Rodriguez is quoted in the report as cautioning an employee to refrain from using language referring to the “legality” of the interrogation procedures, when he received a cable warning that the Abu Zubaydah interrogation was “approach(ing) the legal limit.”
“Telling employees to stick to authorized legal boundaries is a good thing,” he said Wednesday when asked about the quote. “I probably did it at the request of my lawyers.”
Rodriguez does not equivocate over Feinstein’s charge that interrogation was not critical to finding Bin Laden.
“That’s total bullshit. It’s crap,” he said.
He said information gleaned from a black site interrogation led to the initial focus on that courier who led the U.S. to bin Laden’s compound, outlining in brief the account he wrote in his 2011 book Hard Measures, about the interrogation program.
He said the messenger who went by the name Abu Ahmed al Kuwaiti, was first described as a member of bin Laden’s security detail, by a detainee held by the U.S. military.
“Then we heard at a black site that he was Bin Laden’s courier,” during an interrogation of detainee Ammar Al Baluchi—an alleged facilitator of the 9/11 attacks who is now being held in Guantanamo Bay, Cuba.
“And then what turned on the lights for me was when Abu Faraj al Libi, who we captured after, said he was informed that he had been elevated to chief of operations through Bin Laden’s courier,” he said.

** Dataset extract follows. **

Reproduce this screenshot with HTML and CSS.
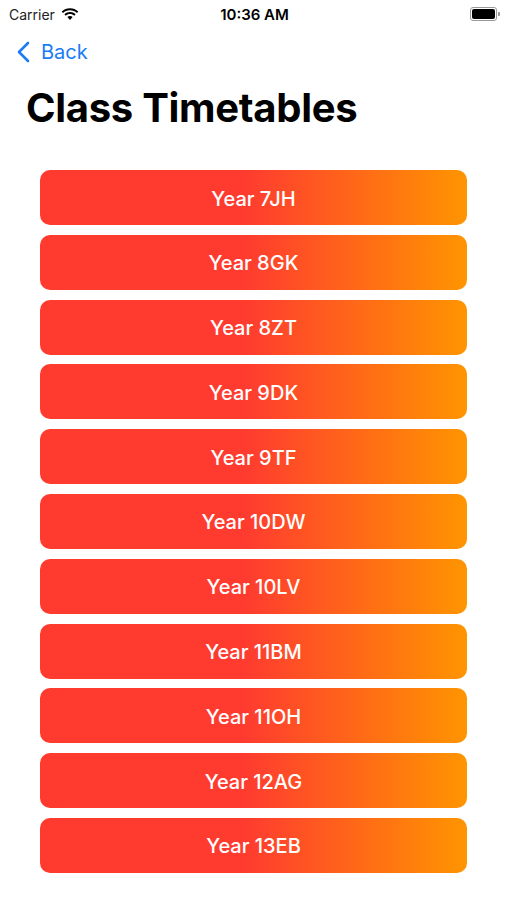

The clincher for Rodriguez was when CIA officers intercepted a messaged passed by detainee Khalid Sheikh Mohammed “instructing his fellow detainees not to talk about the courier.” He said that’s when CIA officers knew the courier was the man to watch.

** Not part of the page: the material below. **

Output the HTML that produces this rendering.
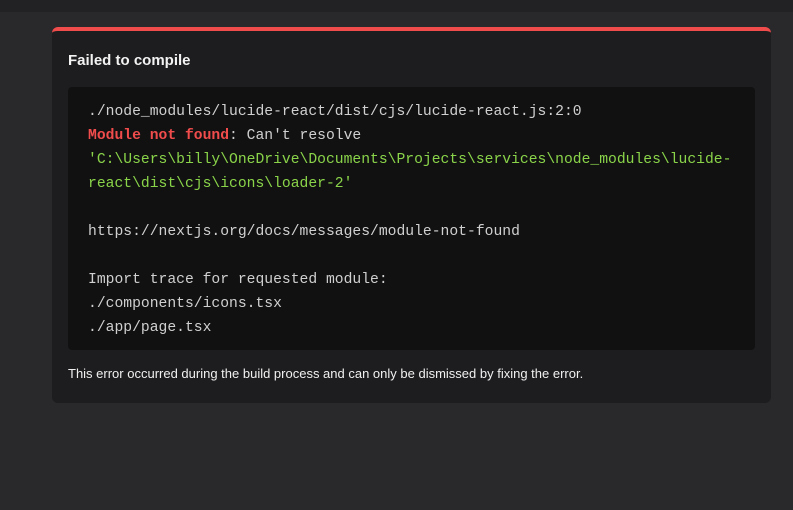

“Not the key piece? Okay, perhaps,” Rodriguez concedes. “I think the key piece was getting al-Kuwaiti’s true name, but it was significant.”
He said everyone involved in the program was concerned for their safety because of the report, after years of already undergoing stress for threatened prosecutions.
While he does not believe the Justice Department will revisit prosecuting any employees, he says that there is concern that the report will lead to others’ identifies being exposed.
“Everybody is concerned about having an X on their backs because of it. There are a lot of midlevel people who are scared to death, because they don’t want to be in the public eye,” he said.
And while all he has spoken to still believe the interrogations saved lives, he said the report was a punch in the gut. “They didn’t bargain to be exposed and to be berated for what they did and what they had been told was legal,” he said.